_STATED EXERCISE_:
Each line that holds the word "styles" counts once; give the total for the records below and nothing else.

_RECORD SET_:
* Start *
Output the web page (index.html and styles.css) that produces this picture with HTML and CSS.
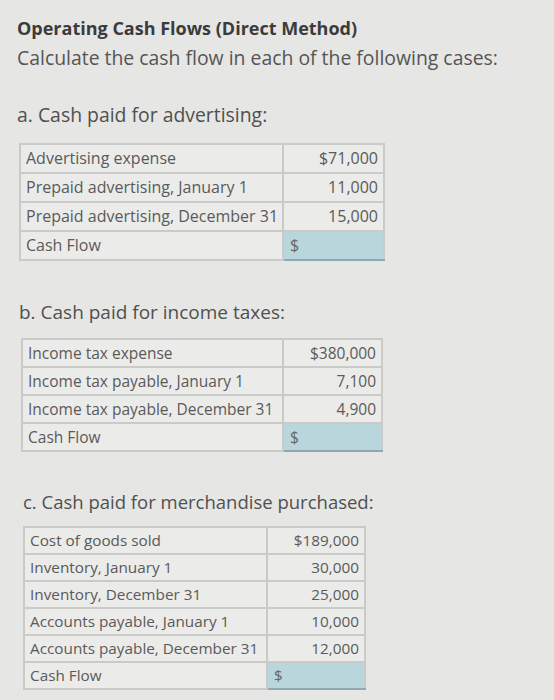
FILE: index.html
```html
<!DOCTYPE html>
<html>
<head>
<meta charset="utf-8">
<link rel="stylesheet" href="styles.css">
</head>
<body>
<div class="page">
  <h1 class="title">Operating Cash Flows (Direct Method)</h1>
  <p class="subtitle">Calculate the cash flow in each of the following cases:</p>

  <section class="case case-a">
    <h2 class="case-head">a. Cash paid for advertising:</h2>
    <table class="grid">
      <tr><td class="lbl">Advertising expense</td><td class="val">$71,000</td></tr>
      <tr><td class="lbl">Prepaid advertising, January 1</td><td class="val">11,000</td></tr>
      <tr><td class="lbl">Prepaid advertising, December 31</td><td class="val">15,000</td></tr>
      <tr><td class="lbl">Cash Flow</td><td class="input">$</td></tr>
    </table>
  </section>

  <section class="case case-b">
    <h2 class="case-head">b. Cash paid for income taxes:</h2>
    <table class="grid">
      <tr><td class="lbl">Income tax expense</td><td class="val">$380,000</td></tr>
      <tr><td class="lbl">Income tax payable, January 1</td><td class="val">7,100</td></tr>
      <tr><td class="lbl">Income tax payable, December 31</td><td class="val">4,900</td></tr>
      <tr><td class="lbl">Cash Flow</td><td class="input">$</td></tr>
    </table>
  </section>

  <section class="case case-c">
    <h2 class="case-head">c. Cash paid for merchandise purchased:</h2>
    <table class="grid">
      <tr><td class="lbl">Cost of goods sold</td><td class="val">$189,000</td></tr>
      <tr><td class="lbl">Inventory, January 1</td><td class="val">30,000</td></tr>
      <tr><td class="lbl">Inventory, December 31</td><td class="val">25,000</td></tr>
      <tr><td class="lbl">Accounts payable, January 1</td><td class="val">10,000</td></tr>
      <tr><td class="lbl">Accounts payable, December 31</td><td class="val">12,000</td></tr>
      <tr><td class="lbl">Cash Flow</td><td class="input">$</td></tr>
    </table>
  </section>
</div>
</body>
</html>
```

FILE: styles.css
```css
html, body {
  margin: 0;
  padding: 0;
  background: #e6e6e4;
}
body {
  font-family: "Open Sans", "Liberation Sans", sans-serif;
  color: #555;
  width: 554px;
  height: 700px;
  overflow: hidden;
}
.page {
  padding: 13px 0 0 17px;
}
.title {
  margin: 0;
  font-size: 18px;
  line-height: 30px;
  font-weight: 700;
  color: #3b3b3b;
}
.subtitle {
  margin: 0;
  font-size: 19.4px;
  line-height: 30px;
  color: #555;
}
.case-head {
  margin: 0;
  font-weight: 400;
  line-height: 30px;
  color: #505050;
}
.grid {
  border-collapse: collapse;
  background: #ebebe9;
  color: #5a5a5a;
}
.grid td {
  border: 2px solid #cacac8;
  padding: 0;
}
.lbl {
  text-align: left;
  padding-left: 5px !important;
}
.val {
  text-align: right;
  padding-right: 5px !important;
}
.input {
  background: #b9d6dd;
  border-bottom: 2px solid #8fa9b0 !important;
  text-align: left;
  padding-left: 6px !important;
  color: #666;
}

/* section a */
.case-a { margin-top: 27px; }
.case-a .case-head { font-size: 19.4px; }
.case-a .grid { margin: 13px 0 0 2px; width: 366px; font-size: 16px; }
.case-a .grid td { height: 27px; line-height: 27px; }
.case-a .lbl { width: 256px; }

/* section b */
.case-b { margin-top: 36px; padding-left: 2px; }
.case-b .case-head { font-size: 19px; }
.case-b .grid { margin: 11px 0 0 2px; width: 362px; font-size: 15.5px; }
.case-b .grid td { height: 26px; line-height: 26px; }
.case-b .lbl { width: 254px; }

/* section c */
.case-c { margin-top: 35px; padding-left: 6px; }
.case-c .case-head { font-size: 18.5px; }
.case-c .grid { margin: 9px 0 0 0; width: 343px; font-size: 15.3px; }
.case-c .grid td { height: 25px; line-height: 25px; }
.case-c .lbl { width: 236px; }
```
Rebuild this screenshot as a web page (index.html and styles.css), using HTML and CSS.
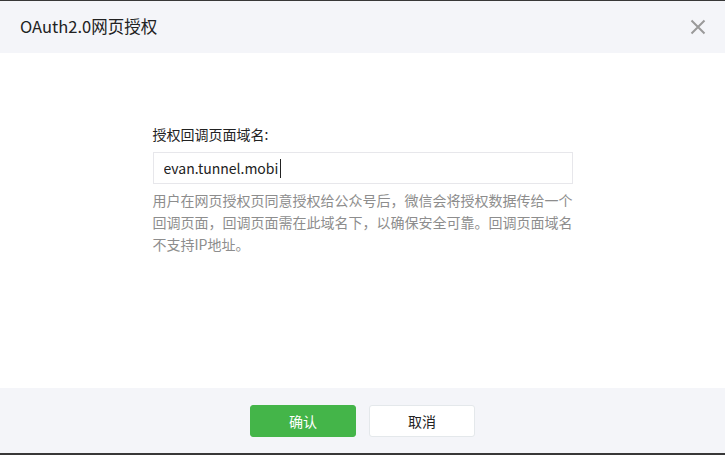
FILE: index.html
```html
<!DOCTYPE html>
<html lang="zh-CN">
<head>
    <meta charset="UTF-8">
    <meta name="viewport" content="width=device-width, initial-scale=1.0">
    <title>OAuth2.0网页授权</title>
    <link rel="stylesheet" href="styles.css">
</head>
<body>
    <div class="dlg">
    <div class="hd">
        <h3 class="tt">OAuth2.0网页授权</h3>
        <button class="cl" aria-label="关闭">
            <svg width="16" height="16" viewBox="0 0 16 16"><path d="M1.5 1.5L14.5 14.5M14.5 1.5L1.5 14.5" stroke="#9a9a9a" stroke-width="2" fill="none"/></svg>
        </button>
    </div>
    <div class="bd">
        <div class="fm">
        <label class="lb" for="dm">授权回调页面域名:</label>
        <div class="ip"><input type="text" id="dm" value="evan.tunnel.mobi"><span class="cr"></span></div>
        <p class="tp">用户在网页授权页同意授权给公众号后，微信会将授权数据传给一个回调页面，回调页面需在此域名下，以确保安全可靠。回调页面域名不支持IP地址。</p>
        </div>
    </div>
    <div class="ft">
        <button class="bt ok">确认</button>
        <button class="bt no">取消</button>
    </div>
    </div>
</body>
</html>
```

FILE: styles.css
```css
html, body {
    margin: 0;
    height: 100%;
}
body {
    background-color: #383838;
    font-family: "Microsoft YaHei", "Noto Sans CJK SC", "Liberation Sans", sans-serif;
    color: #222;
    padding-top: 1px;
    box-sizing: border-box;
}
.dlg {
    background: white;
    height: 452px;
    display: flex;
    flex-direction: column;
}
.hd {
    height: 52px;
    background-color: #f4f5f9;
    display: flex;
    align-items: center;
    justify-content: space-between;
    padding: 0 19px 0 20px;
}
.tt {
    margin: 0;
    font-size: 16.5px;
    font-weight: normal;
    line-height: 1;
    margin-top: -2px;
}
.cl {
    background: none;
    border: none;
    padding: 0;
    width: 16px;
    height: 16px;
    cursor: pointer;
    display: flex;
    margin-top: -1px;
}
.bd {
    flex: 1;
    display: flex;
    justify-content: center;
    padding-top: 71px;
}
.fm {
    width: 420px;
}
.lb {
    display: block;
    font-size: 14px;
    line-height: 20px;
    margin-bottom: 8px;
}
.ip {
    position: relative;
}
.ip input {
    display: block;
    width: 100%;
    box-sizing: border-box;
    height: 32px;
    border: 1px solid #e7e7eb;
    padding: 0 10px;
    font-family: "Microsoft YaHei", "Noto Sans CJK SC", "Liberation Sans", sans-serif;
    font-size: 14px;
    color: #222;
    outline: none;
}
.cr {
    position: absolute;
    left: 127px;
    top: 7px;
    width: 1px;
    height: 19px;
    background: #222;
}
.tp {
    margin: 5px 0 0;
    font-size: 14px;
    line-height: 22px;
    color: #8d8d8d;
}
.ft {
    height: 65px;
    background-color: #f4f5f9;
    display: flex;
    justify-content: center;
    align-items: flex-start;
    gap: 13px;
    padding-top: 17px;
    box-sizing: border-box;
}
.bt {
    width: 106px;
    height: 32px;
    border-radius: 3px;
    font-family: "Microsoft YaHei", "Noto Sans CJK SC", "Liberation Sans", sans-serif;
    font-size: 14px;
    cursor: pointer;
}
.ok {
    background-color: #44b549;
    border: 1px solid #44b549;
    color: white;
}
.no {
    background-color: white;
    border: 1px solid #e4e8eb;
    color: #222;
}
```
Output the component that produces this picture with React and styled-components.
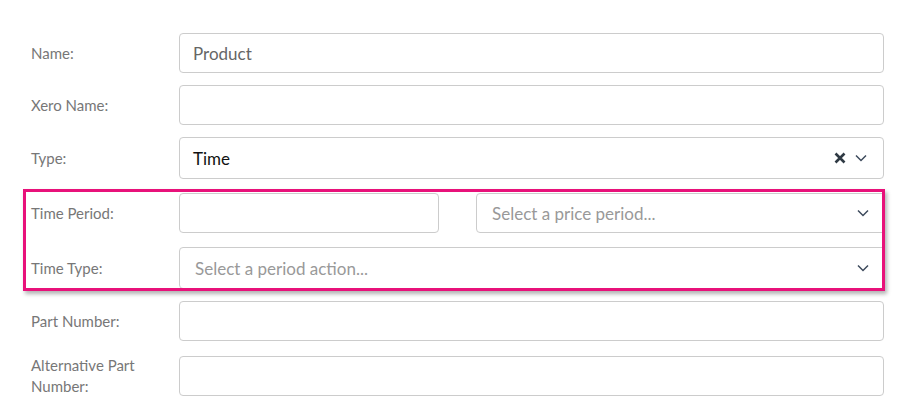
* End *
_SOLUTION BELOW_:
6